Original dataset: 284,807 samples
Fraud rate: 0.173%

Data splits:
Training: 199,364 samples (70.0%)
Validation: 42,721 samples (15.0%)
Test: 42,722 samples (15.0%)

Fraud rates:
Training: 0.173%
Validation: 0.173%
Test: 0.173%


## 9.2 Pipeline Creation

Now the pipeline can be created.

In [12]:
from sklearn.pipeline import Pipeline
from sklearn.preprocessing import FunctionTransformer
from sklearn.compose import ColumnTransformer
import joblib

def log_transform_amount(X):
    """Apply log1p transformation to Amount column"""
    X_transformed = X.copy()
    X_transformed['Amount'] = np.log1p(X_transformed['Amount'])
    return X_transformed

# Create preprocessing pipeline. We only transform Amount since PCA features are already standardized
preprocessing_pipeline = FunctionTransformer(
    func=log_transform_amount,
    validate=False
)

print("Preprocessing pipeline created")

Preprocessing pipeline created


## 9.3 Pipeline Testing & Validation

Before saving the pipeline it's important to test and validate if the pipeline works.

In [16]:
# Test pipeline on training data
print("Testing preprocessing pipeline...")
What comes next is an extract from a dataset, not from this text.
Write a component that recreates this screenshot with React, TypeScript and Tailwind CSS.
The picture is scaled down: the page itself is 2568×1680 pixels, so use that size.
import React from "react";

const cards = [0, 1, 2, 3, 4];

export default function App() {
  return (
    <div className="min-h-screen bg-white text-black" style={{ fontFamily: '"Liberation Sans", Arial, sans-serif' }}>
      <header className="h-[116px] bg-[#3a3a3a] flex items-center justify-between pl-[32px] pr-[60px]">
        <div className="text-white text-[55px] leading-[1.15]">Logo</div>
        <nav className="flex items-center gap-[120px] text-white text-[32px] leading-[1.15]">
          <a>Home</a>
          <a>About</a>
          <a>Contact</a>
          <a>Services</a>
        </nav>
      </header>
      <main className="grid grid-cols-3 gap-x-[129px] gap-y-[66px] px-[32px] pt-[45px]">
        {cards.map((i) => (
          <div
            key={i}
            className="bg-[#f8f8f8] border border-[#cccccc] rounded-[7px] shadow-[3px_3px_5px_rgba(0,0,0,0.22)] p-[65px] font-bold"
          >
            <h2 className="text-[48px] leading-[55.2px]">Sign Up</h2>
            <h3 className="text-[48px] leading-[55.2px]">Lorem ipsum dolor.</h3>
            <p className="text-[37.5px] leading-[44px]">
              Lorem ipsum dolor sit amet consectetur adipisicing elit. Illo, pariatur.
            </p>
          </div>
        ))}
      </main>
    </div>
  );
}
# Fit and transform training data
X_train_processed = preprocessing_pipeline.fit_transform(X_train)

# Transform validation and test data (using fitted pipeline)
X_val_processed = preprocessing_pipeline.transform(X_val)
X_test_processed = preprocessing_pipeline.transform(X_test)

# Verify transformations worked correctly
print(f"\nAmount transformation verification:")
print(f"Original Amount range: ${X_train['Amount'].min():.2f} - ${X_train['Amount'].max():.2f}")
print(f"Transformed Amount range: {X_train_processed['Amount'].min():.3f} - {X_train_processed['Amount'].max():.3f}")
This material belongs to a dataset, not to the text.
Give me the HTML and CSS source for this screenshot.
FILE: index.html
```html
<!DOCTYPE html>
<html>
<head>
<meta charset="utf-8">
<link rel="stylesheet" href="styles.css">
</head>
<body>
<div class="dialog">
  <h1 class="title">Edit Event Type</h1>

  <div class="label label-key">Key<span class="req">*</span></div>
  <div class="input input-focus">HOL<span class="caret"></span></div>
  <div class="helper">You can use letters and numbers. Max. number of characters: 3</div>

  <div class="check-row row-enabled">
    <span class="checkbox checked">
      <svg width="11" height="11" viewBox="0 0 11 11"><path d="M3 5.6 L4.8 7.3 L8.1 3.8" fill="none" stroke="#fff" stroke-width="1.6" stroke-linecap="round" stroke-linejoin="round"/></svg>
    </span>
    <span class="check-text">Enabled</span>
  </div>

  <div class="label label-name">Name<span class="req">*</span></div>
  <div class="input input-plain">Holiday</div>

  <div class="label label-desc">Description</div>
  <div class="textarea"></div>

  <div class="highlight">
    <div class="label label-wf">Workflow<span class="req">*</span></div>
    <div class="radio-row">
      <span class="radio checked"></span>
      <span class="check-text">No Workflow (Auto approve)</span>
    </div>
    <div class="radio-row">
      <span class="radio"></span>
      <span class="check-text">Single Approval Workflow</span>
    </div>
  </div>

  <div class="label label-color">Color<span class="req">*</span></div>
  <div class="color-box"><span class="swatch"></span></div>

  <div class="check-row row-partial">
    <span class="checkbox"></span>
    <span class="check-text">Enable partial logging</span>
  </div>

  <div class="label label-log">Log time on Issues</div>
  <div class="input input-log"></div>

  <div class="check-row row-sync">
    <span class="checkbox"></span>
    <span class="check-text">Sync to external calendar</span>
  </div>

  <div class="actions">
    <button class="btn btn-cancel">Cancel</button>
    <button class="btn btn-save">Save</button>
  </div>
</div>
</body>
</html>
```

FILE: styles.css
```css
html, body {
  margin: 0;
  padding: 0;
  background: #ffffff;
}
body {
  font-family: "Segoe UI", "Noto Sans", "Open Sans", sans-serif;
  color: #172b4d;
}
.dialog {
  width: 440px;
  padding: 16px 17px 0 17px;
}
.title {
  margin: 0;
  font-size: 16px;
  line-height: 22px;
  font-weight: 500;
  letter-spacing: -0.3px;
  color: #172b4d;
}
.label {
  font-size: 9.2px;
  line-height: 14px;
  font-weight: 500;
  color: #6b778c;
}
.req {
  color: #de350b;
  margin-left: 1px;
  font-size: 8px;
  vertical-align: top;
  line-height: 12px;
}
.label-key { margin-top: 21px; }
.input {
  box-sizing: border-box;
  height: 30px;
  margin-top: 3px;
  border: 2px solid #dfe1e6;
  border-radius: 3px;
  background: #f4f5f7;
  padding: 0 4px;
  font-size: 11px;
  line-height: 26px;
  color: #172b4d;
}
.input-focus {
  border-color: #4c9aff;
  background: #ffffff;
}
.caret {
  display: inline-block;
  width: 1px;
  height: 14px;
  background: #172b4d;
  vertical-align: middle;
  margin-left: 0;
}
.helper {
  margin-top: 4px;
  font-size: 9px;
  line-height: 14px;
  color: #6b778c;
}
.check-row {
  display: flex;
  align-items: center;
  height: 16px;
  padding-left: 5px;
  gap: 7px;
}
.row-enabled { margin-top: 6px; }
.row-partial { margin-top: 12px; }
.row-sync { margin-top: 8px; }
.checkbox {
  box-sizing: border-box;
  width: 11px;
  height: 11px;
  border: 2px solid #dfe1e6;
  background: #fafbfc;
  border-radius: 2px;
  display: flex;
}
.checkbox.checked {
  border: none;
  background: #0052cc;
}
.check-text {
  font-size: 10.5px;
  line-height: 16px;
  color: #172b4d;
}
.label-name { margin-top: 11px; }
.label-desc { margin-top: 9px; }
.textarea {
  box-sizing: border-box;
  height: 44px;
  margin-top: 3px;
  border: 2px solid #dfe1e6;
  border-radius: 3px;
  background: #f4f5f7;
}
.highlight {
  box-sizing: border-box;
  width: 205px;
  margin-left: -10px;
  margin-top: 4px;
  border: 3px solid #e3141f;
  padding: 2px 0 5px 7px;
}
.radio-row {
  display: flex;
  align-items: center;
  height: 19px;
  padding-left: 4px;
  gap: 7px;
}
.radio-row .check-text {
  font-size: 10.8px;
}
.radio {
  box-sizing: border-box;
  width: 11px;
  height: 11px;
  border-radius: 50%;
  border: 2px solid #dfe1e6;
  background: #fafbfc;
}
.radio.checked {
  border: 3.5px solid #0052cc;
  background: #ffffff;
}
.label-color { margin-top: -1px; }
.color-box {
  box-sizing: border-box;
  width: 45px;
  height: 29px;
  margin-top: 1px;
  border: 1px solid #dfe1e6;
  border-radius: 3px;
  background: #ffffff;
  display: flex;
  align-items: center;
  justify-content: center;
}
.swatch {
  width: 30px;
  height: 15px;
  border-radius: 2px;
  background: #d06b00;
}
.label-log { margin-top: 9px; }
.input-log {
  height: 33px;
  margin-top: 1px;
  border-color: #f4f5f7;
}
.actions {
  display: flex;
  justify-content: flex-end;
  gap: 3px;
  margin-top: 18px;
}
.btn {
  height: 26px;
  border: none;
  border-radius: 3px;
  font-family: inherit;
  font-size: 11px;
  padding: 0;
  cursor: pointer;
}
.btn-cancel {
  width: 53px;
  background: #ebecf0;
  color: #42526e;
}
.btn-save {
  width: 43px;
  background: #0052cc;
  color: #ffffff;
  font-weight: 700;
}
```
# Check that other features are unchanged
pca_feature = 'V1'
print(f"\nPCA feature ({pca_feature}) unchanged verification:")
print(f"Original: {X_train[pca_feature].mean():.4f} ± {X_train[pca_feature].std():.4f}")
print(f"Processed: {X_train_processed[pca_feature].mean():.4f} ± {X_train_processed[pca_feature].std():.4f}")

# End-to-end test
print(f"\nEnd-to-end pipeline test:")
print(f"Training data shape: {X_train_processed.shape}")
print(f"Validation data shape: {X_val_processed.shape}")
print(f"Test data shape: {X_test_processed.shape}")

Testing preprocessing pipeline...

Amount transformation verification:
Original Amount range: $0.00 - $25691.16
Transformed Amount range: 0.000 - 10.154

PCA feature (V1) unchanged verification:
Original: -0.0011 ± 1.9658
Processed: -0.0011 ± 1.9658

End-to-end pipeline test:
Training data shape: (199364, 30)
Validation data shape: (42721, 30)
Test data shape: (42722, 30)


## 9.4 Save Everything

Finally the pipeline and split data need to be saved

In [18]:
# Create directories if they don't exist
Path("../models").mkdir(exist_ok=True)
Path("../data/splits").mkdir(exist_ok=True)

# Save preprocessing pipeline
pipeline_path = "../models/preprocessing_pipeline.pkl"
joblib.dump(preprocessing_pipeline, pipeline_path)
print(f"Preprocessing pipeline saved")
# print(f"Preprocessing pipeline saved to: {pipeline_path}")

# Save processed data splits
print(f"\nSaving processed data splits...")

# Save processed features
X_train_processed.to_csv("../data/splits/X_train_processed.csv", index=False)
X_val_processed.to_csv("../data/splits/X_val_processed.csv", index=False)
X_test_processed.to_csv("../data/splits/X_test_processed.csv", index=False)

# Save targets
y_train.to_csv("../data/splits/y_train.csv", index=False)
y_val.to_csv("../data/splits/y_val.csv", index=False)
y_test.to_csv("../data/splits/y_test.csv", index=False)

print(f"Training data: {X_train_processed.shape[0]:,} samples")
print(f"Validation data: {X_val_processed.shape[0]:,} samples") 
print(f"Test data: {X_test_processed.shape[0]:,} samples")

# Test loading pipeline (verification)
print(f"\nTesting pipeline loading...")
loaded_pipeline = joblib.load(pipeline_path)
test_transform = loaded_pipeline.transform(X_train.head(5))
print(f"Pipeline loads and transforms correctly")

Preprocessing pipeline saved

Saving processed data splits...
Training data: 199,364 samples
Validation data: 42,721 samples
Test data: 42,722 samples

Testing pipeline loading...
Pipeline loads and transforms correctly


## Step 9 - Conclusion

The preprocessing pipeline has been successfully created and validated. Since our data was already high quality from the Kaggle dataset, minimal preprocessing was required:

* **Data splitting**: 70/15/15 train/validation/test split with stratification to preserve the fraud class balance
* **Amount transformation**: Log transformation applied to handle the right-skewed distribution identified in Step 7
* **Pipeline validation**: Confirmed transformations work correctly with no data leakage

The pipeline and split datasets are now saved and ready for model training in Step 10.